Available from Bantam in the US and UK

Mass Market Paperback, 560 pages

October 2007

Retail Price: $7.99

ISBN: 0553585827

 

Review by John C. Snider © 2008

  

"What happens when scientists do politics?"  That's the central question tackled by award-winning novelist Kim Stanley Robinson in his "Science in the Capital" trilogy, which began with Forty Signs of Rain (2004) and continued in Fifty Degrees Below (2005).

 

"What'll happen if global warming picks up the pace?" is another question Robinson asks, one that he answers in considerable detail.  Washington, DC has been hit with consecutive natural disasters - first flooded, and then frozen.  The nation's capital survives, and then copes, while the rest of the world reels from the unpredictable changes in weather and the rising sea levels.

 

The story concludes with Sixty Days and Counting, bringing us more of the stories of Frank Vanderwahl, a National Science Foundation bureaucrat, and Charlie Quibler, an environmental policy advisor to populist Senator Phil Chase.  Vindicated by the recent disasters and bolstered by the public's demand that the government do something to fix the problem, Senator Chase is now President Chase, and his push to enact new policies and laws in an accelerated timeframe gives this final volume of the trilogy its name.

 

Both Frank and Charlie are memorable characters.  Frank is an avid outdoorsman who ended up living in an illegal treehouse in Rock Creek Park - but now he lives in a communal home with the Khembalis, a group of nomadic Tibetans whose island nation of Khembalung was drowned by the rising ocean. Frank reads Emerson and Thoreau, eats pizza with the local homeless, and has a girlfriend whose last name he doesn't even know - she's on the run from some "superblack" intelligence agency that tried, unsuccessfully, to hack the voting system to prevent Chase from being elected.  (Think of every Diebold conspiracy theory you've ever heard, and you'll get the picture.)  To make matters worse, Frank is recovering from a head injury that inhibits his ability to make decisions.  And he carries a 100,000-year-old Acheulean hand axe in his pocket for self defense.

 

Charlie, on the other hand, has everything Frank could hope for: a beautiful and intelligent wife, two precocious kids, and a steady job helping the new president enact the programs science geeks have been praying for.  A work-at-home Mr.

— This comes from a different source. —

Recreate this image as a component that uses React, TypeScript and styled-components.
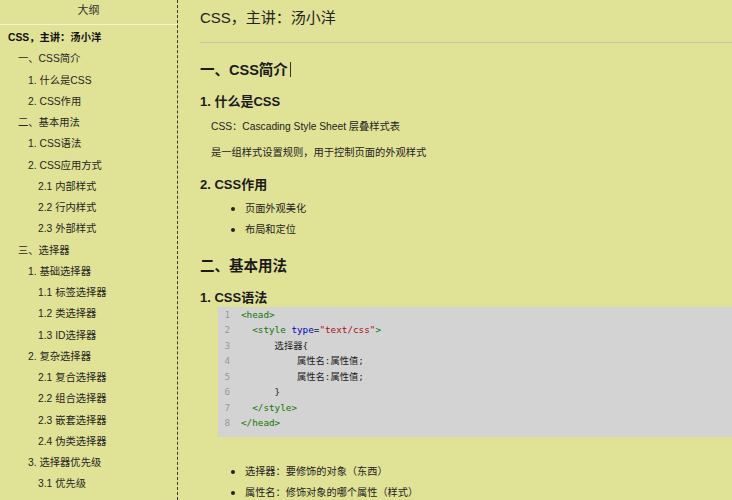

Mom in Forty Signs of Rain, Charlie now has been forced into long hours of face-time at the White House.  Good work if you want it, but a misery if what you really long for is to spend time with your willful two-year-old.

 

In Sixty Days and Counting, Robinson explores the idea that it's better to do something - anything - about global warming now, than it is to dither around worrying about possible side effects.  And so, the newly empowered technocrats try all kinds of crazy things to counter the effects of climate change: seeding the forests of the northern hemisphere with super-fast-growing lichens that capture impressive parts-per-million of carbon dioxide; installing high-capacity pumping stations that deliver millions of gallons of seawater to the high, frozen plain of Antarctica (where, presumably, it will stay frozen forever); and paying Third World nations for the right to flood their low-lying deserts with excess seawater in hopes of keeping sea levels stable. 

 

Unfortunately, Robinson doesn't let the story go on long enough to see if all this effort will actually work.  Will Frank and Charlie and their allies save the world from global warming?  Or will their efforts end up causing more problems without solving any existing ones?  (One can't help thinking of the repeated environmental disasters caused by human intervention in, say, Australia.  For example, the introduction of rabbits to the wild for food and sport, and the failed subsequent efforts to control their overpopulation with so-called "rabbit proof" fences; or the introduction of cane toads to control pesky cane beetles, and the resultant destruction of native species which then preyed on the poisonous toads.  The list goes on.)

 

Nonetheless, Robinson's point is, in part, that no effort is without risk; no complex enterprise without its unexpected consequences.  We already know that global warming is real, and we already know what causes it. (Okay, there are some out there who say we don't really know either of these things, but they're decidedly in the scientific minority.)  And we already know things we can do (or refrain from doing) to prevent disaster, or at least attenuate its ill effects. 

 

Sixty Days and Counting tops off a fascinating story that takes place in a discernable present day - sometimes it feels a little like The West Wing meets Survivorman.  The science fictional elements are more embraceable than, say, space travel and cyborgs and virtual realities, and the story is satisfyingly character-driven.  Sure, Sixty Days and Counting can become pretty utopian, and can seem extraordinarily naive in its assumptions, but that's a hallmark of many Kim Stanley Robinson stories.  We need our dreamers, and Robinson is one of them.  And there's no harm in dreaming - is there?

 

Sixty Days and Counting is available from Amazon.com and Amazon.co.uk

  

Links

Interview: Kim Stanley Robinson [Apr 2008]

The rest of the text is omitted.